Nor should they. I dread to imagine lessons in which pupils are trained to use iPhones. These are devices which ship without manuals because the interface is so well designed you don’t need one. Not sure how to get something done? Play; Google it; ask a friend; post a question to Stack Overflow (if you’re brave). In that order.
“Not every pupil can afford a device of their own”
A perhaps surprisingly high proportion of young people do have smartphones, tablets or laptops of their own, but not all can afford one. I think in some cases this may be a good use of pupil premium money. It seems a fair few schools are spending pupil premium funds like this already, judging by Mike Cameron’s sample of Ofsted reports and the NAO’s survey of head teachers (50% of the sample reported spending pupil premium on digital technology – which includes, but isn’t limited to, 1:1 device provision). Back in 2009, the Becta home access scheme seemed successful at narrowing the gap for young people and their families; I wonder how many schools have thought of funding home internet access out of pupil premium? If not, why not?
If your school is considering a change of approach by venturing down the route of allowing pupils to make use of their own technology in school, then there are a few things, some of them not immediately obvious, which it’s worth getting right first.

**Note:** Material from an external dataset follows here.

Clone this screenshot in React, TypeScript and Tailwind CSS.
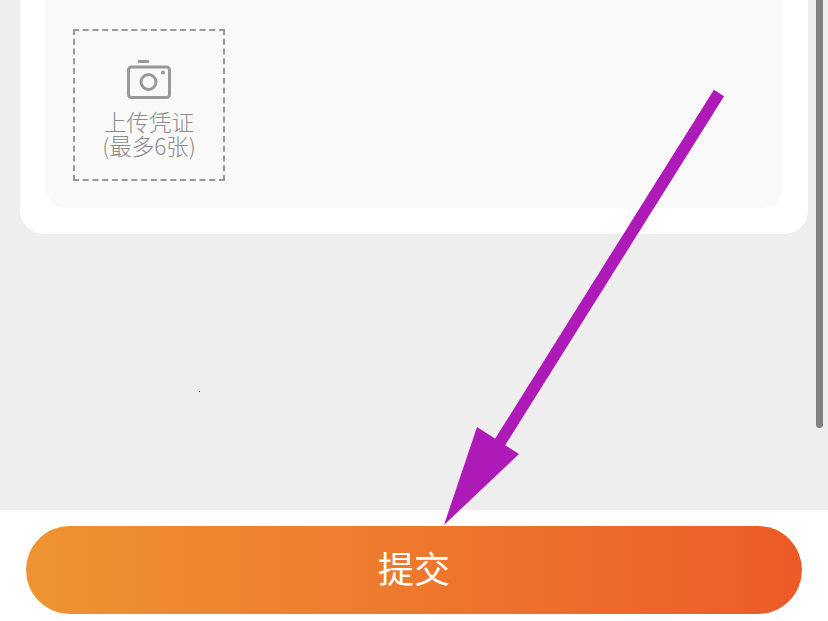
export default function App() {
  return (
    <div className="relative h-[621px] w-[828px] overflow-hidden bg-[#eeeeee] flex flex-col font-['Noto_Sans_CJK_SC','Noto_Sans',sans-serif]">
      {/* Card cut off by the top of the screen */}
      <div className="mx-5 h-[234px] rounded-b-[24px] bg-white px-[26px] pb-[26px]">
        <div className="h-full rounded-b-[20px] bg-[#f9f9f9] pt-[29px] pl-[27px]">
          <div className="flex h-[152px] w-[152px] flex-col items-center border-2 border-dashed border-[#999999] pt-[29px]">
            <svg width="44" height="39" viewBox="0 0 44 39" fill="none" stroke="#999999" strokeWidth="3">
              <rect x="1.5" y="7" width="41" height="30.5" rx="3" />
              <circle cx="21.5" cy="22" r="7.5" />
              <path d="M11 1.5h11" />
              <circle cx="36" cy="12.5" r="2" fill="#999999" stroke="none" />
            </svg>
            <p className="mt-[10px] whitespace-nowrap text-center text-[22.5px] leading-6 font-light text-[#8c8c8c]">
              上传凭证
              <br />
              (最多6张)
            </p>
          </div>
        </div>
      </div>

      <div className="flex-1" />

      {/* Submit bar */}
      <div className="h-[111px] bg-white px-[26px] pt-4">
        <button className="flex h-[88px] w-full items-center justify-center rounded-[44px] bg-gradient-to-r from-[#ee9332] to-[#ec5a27] pb-[6px] text-[36px] text-white">
          提交
        </button>
      </div>

      {/* Scrollbar */}
      <div className="absolute right-[5px] top-0 h-[428px] w-[7px] rounded-b-sm bg-[#808080]" />

      {/* Stray dot */}
      <div className="absolute left-[199px] top-[391px] h-px w-px bg-[#444444]" />

      {/* Annotation arrow */}
      <svg className="absolute inset-0" width="828" height="621" viewBox="0 0 828 621" fill="none">
        <path d="M719 93 L497 447" stroke="#ae1ab8" strokeWidth="12" />
        <path d="M444 525 L477 427 L519 454 Z" fill="#ae1ab8" />
      </svg>
    </div>
  )
}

First and foremost, this is about culture and values: it’s about making the school a learning community, a place in which education is a shared endeavour for which all take responsibility, not something which one groups does to another group. Getting this right isn’t trivial, but it is worth it. As Hattie puts it,
“The biggest effects on student learning occur when … students become their own teachers.”
Certainly from the position of higher education, our best students aren’t those who take the best notes in lectures and submit those back to us in their essays, but are those who read, think and write for themselves. I ask my students what they would want from their pupils: children who accepted what the teacher said or children who would question things; naïve as they are, most would prefer the latter.

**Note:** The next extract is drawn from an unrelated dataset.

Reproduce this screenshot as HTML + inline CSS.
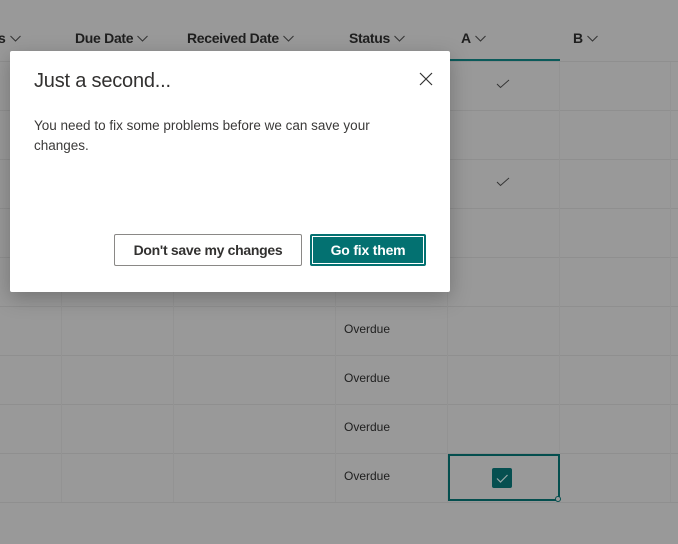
<!DOCTYPE html>
<html><head><style>
body{margin:0;width:678px;height:544px;background:#999;position:relative;overflow:hidden;font-family:"Liberation Sans",sans-serif;}
.h{position:absolute;top:30px;font-size:14px;font-weight:bold;color:#1f1f1f;letter-spacing:-0.3px;}
.h svg{margin-left:4px;vertical-align:1px}
.hl{position:absolute;left:0;width:678px;height:1px;background:#8f8f8f;}
.vl{position:absolute;width:1px;background:#939393;}
.ov{position:absolute;left:344px;font-size:12px;color:#1f1f1f;}
.ck{position:absolute;left:496px;}
</style></head><body>
<div class="h" style="left:-2px">s<svg width="11" height="7"><path d="M0.5 1l5 5 5-5" stroke="#333" fill="none"/></svg></div>
<div class="h" style="left:75px">Due Date<svg width="11" height="7"><path d="M0.5 1l5 5 5-5" stroke="#333" fill="none"/></svg></div>
<div class="h" style="left:187px">Received Date<svg width="11" height="7"><path d="M0.5 1l5 5 5-5" stroke="#333" fill="none"/></svg></div>
<div class="h" style="left:349px">Status<svg width="11" height="7"><path d="M0.5 1l5 5 5-5" stroke="#333" fill="none"/></svg></div>
<div class="h" style="left:461px">A<svg width="11" height="7"><path d="M0.5 1l5 5 5-5" stroke="#333" fill="none"/></svg></div>
<div class="h" style="left:573px">B<svg width="11" height="7"><path d="M0.5 1l5 5 5-5" stroke="#333" fill="none"/></svg></div>
<div style="position:absolute;left:448px;top:59px;width:112px;height:2px;background:#0b5a5a"></div>
<div class="hl" style="top:61px"></div>
<div class="hl" style="top:110px"></div>
<div class="hl" style="top:159px"></div>
<div class="hl" style="top:208px"></div>
<div class="hl" style="top:257px"></div>
<div class="hl" style="top:306px"></div>
<div class="hl" style="top:355px"></div>
<div class="hl" style="top:404px"></div>
<div class="hl" style="top:453px"></div>
<div class="hl" style="top:502px"></div>
<div class="vl" style="left:61px;top:62px;height:440px"></div>
<div class="vl" style="left:173px;top:62px;height:440px"></div>
<div class="vl" style="left:335px;top:62px;height:440px"></div>
<div class="vl" style="left:447px;top:62px;height:440px"></div>
<div class="vl" style="left:559px;top:62px;height:440px"></div>
<div class="vl" style="left:670px;top:62px;height:440px"></div>
<svg class="ck" style="top:79px" width="14" height="10"><path d="M1 5l3.5 3.5L13 1" stroke="#333" fill="none"/></svg>
<svg class="ck" style="top:177px" width="14" height="10"><path d="M1 5l3.5 3.5L13 1" stroke="#333" fill="none"/></svg>
<div class="ov" style="top:322px">Overdue</div>
<div class="ov" style="top:371px">Overdue</div>
<div class="ov" style="top:420px">Overdue</div>
<div class="ov" style="top:469px">Overdue</div>
<div style="position:absolute;left:448px;top:454px;width:108px;height:43px;border:2px solid #044e4e;background:#999"></div>
<div style="position:absolute;left:555px;top:496px;width:4px;height:4px;border:1px solid #044e4e;border-radius:50%;background:#999"></div>
<div style="position:absolute;left:492px;top:468px;width:20px;height:20px;background:#064f50;border-radius:2px"><svg width="20" height="20"><path d="M5 10.5l3.5 3.5 7-7" stroke="#9aa" stroke-width="1.2" fill="none"/></svg></div>
<div style="position:absolute;left:10px;top:51px;width:440px;height:241px;background:#fff;box-shadow:0 6px 20px rgba(0,0,0,.25);border-radius:2px">
<div style="position:absolute;left:24px;top:19px;font-size:20px;color:#323130;letter-spacing:-0.2px">Just a second...</div>
<svg style="position:absolute;left:409px;top:21px" width="14" height="14"><path d="M1 1L13 13M13 1L1 13" stroke="#333" stroke-width="1.2"/></svg>
<div style="position:absolute;left:24px;top:65px;width:370px;font-size:13.5px;line-height:20px;color:#3b3a39">You need to fix some problems before we can save your changes.</div>
<div style="position:absolute;left:104px;top:183px;width:186px;height:30px;border:1px solid #8a8886;border-radius:2px;font-size:14px;font-weight:bold;color:#323130;text-align:center;line-height:30px;letter-spacing:-0.3px">Don't save my changes</div>
<div style="position:absolute;left:300px;top:183px;width:116px;height:32px;background:#037171;border-radius:2px"><div style="position:absolute;inset:2px;border:1px solid #fff;color:#fff;font-size:14px;font-weight:bold;text-align:center;line-height:26px;letter-spacing:-0.2px">Go fix them</div></div>
</div>
</body></html>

I’m at risk of sounding like someone from the NRA, but it’s not phones, tablets and laptops that disrupt lessons, it’s pupils. Establishing a purposeful learning environment in which disruptive, anti-social behaviour just doesn’t happen is essential if BYOD is going to help rather than hinder learning. If you can’t get that right, then Tom, Nick and Sir Michael are probably right, and it would be better to ban the things. However, don’t assume that simply banning digital tech is going to miraculously transform the behaviour of your pupils. I think you’ll find it’s a bit more complicated than that.

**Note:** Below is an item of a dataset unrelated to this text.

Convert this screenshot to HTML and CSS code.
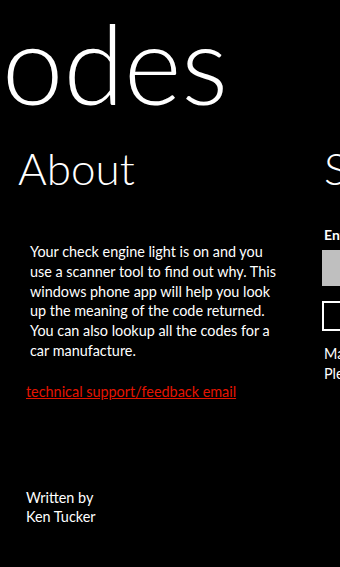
FILE: index.html
```html
<!DOCTYPE html>
<html lang="en">
<head>
  <meta charset="UTF-8" />
  <meta name="viewport" content="width=device-width, initial-scale=1" />
  <title>Codes</title>
  <link rel="stylesheet" href="styles.css">
</head>
<body>
  <div class="panorama">
    <h1 class="pano-title">odes</h1>

    <div class="pano-items">
      <section class="pano-item about">
        <h2>About</h2>
        <p class="about-text">Your check engine light is on and you use a scanner tool to find out why. This windows phone app will help you look up the meaning of the code returned. You can also lookup all the codes for a car manufacture.</p>
        <a class="support" href="#">technical support/feedback email</a>
        <p class="author">Written by<br>Ken Tucker</p>
      </section>

      <section class="pano-item search">
        <h2>Search</h2>
        <label class="field-label">Enter code</label>
        <div class="text-box"></div>
        <div class="button-box"></div>
        <p class="hint">Make sure<br>Please</p>
      </section>
    </div>
  </div>
</body>
</html>
```

FILE: styles.css
```css
body {
  margin: 0;
  background: #000;
  color: #fff;
  font-family: Lato, "Open Sans", sans-serif;
  overflow: hidden;
  width: 340px;
  height: 567px;
}

.panorama {
  width: 340px;
  height: 567px;
  overflow: hidden;
}

.pano-title {
  margin: 0;
  padding-left: 2px;
  font-size: 110px;
  font-weight: 300;
  line-height: 124px;
  white-space: nowrap;
}

.pano-items {
  display: flex;
  gap: 8px;
  margin-top: 14px;
  padding-left: 18px;
}

.pano-item {
  flex: 0 0 298px;
}

.pano-item h2 {
  margin: 0;
  font-size: 44px;
  font-weight: 300;
  line-height: 60px;
  white-space: nowrap;
}

/* About */
.about-text {
  margin: 44px 0 0 12px;
  font-size: 14.4px;
  line-height: 19.8px;
  width: 252px;
}
.support {
  display: block;
  margin: 22px 0 0 8px;
  color: #e51400;
  font-size: 14.4px;
}
.author {
  margin: 88px 0 0 8px;
  font-size: 14.4px;
  line-height: 19px;
}

/* Search */
.field-label {
  display: block;
  margin-top: 28px;
  font-size: 14px;
  font-weight: bold;
}
.text-box {
  margin-top: 7px;
  margin-left: -2px;
  height: 36px;
  background: #bfbfbf;
}
.button-box {
  margin-top: 15px;
  margin-left: -2px;
  height: 26px;
  border: 2px solid #fff;
}
.hint {
  margin: 13px 0 0 0;
  font-size: 14.4px;
  line-height: 20px;
  white-space: nowrap;
}
```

One of the Government Digital Service’s design principles is ‘do less’ – as they explain, “Government should only do what only government can do”. This is a politically-laden view, but I think the same might apply to school technology: school technology should only do what only school technology can do. For me, that means providing faultless, high capacity bandwidth to the point of need. Rent the best (fastest) internet you can; try to avoid paying for additional ‘services’ you don’t want and won’t use. Make sure that wifi across the site works really well. If you can, provide some safe and secure way for students to keep devices charged during the day, as Moore’s law doesn’t apply to batteries. It’s still quite useful to be able to share one screen with a class so projectors or big screens may well be useful. A webserver of your own, virtual or otherwise, is quite useful too, assuming you’ve got someone who can make use of it. Think very carefully about spending money on other educational technology, as you can do most of the other things you’d actually want to do for free.
Try to keep pupils safe
It’s best to teach them to keep themselves safe, but we still want to do what we can to avoid bad things happening. Governors don’t need to be appraised of the detail of how this is done, but will need to check that it is being done, that incidents are reported and dealt with appropriately – part of what Ofsted would describe as a ‘culture of safety’. This may include:
- Appropriate staff (under the eye of a member of the SLT) ensuring that the school’s connection is filtered sensibly at the gateway and actively monitoring how each account is used.
- Watching out for additional wifi hotspots appearing in the building which bypass the school’s own filtering and monitoring. Getting a clear message across that in school, “we use the wifi not our own SIM”. The school might engage with parents to ensure that they’ve activated parental controls on their children’s SIM cards.
- Good e-safety isn’t just about technical solutions though – it’s much more about character and values. It should be taboo to be accessing ‘inappropriate’ content in school.
Governors won’t need to have fine detail about how this is done – which can be a temptation, especially if an individual governor’s background is (or is perceived to be by the SLT or other members of the board) “something in IT”. Rather governors should be sure the processes are in place to deal with any incidents, and that the desired ‘culture of safety’ extends beyond occasional assemblies or a cursory session on staying safe online when a learner (or member of staff) joins the school.
Don’t exclude anyone
I made the point above, but it needs reiterating – not everyone can afford devices such as these, and allowing BYOD without thinking through how all can be included seems wrong – pupil premium funding can help, but don’t assume that the only pupils without a smartphone, tablet or laptop are those entitled to pupil premium funding. Even if BYOD is about permission to bring in a device rather than a requirement to do so, many might feel disadvantaged if they can’t make the most of the opportunity. Perhaps a set of loan devices in the library for any who need them? Chromebooks work very well for this sort of thing, assuming the school has bought into the Google Apps for Education ecosystem and are aware of and comfortable with the associated privacy implications.
Looking back from the future
These are interesting times. I’ve little doubt that in 10-20 years time this will be as commonplace as bringing your own stationery, calculator or reading book to school is (or was). This seems increasingly common practice in the independent sector, particularly where boarding is involved, although the social exclusion issue is less of an issue there. It’s already how we do things in HE. Isn’t it time that we recognised that students in schools already have access to some phenomenal digital technology and removed the artificial barriers to their using it effectively in school?
Questions for governing boards
- Do we have an understanding of the culture of learning within our school? Is our ethos at the ‘cultural transmission’ end of the scale, or the ‘loving learning for its own sake’ end as described by Miles – or are things not that simple in our context?
- A question such as “For which future is this school preparing our learners?” may seem fatuous, but if we as a group can have an answer to it, can we articulate how we know – and point to those elements of our school’s culture, ethos & practice which demonstrate this?
- If we as a board of governor have made strategic decisions based on the culture of learning in our school – do we understand what impact this has had on outcomes for pupils? Could we explain the rationale for those?
- What questions would we ask of our institution’s senior leaders in the event that they advocated a move to learners using their own devices – or indicated that in their opinion such a strategy was out of the question?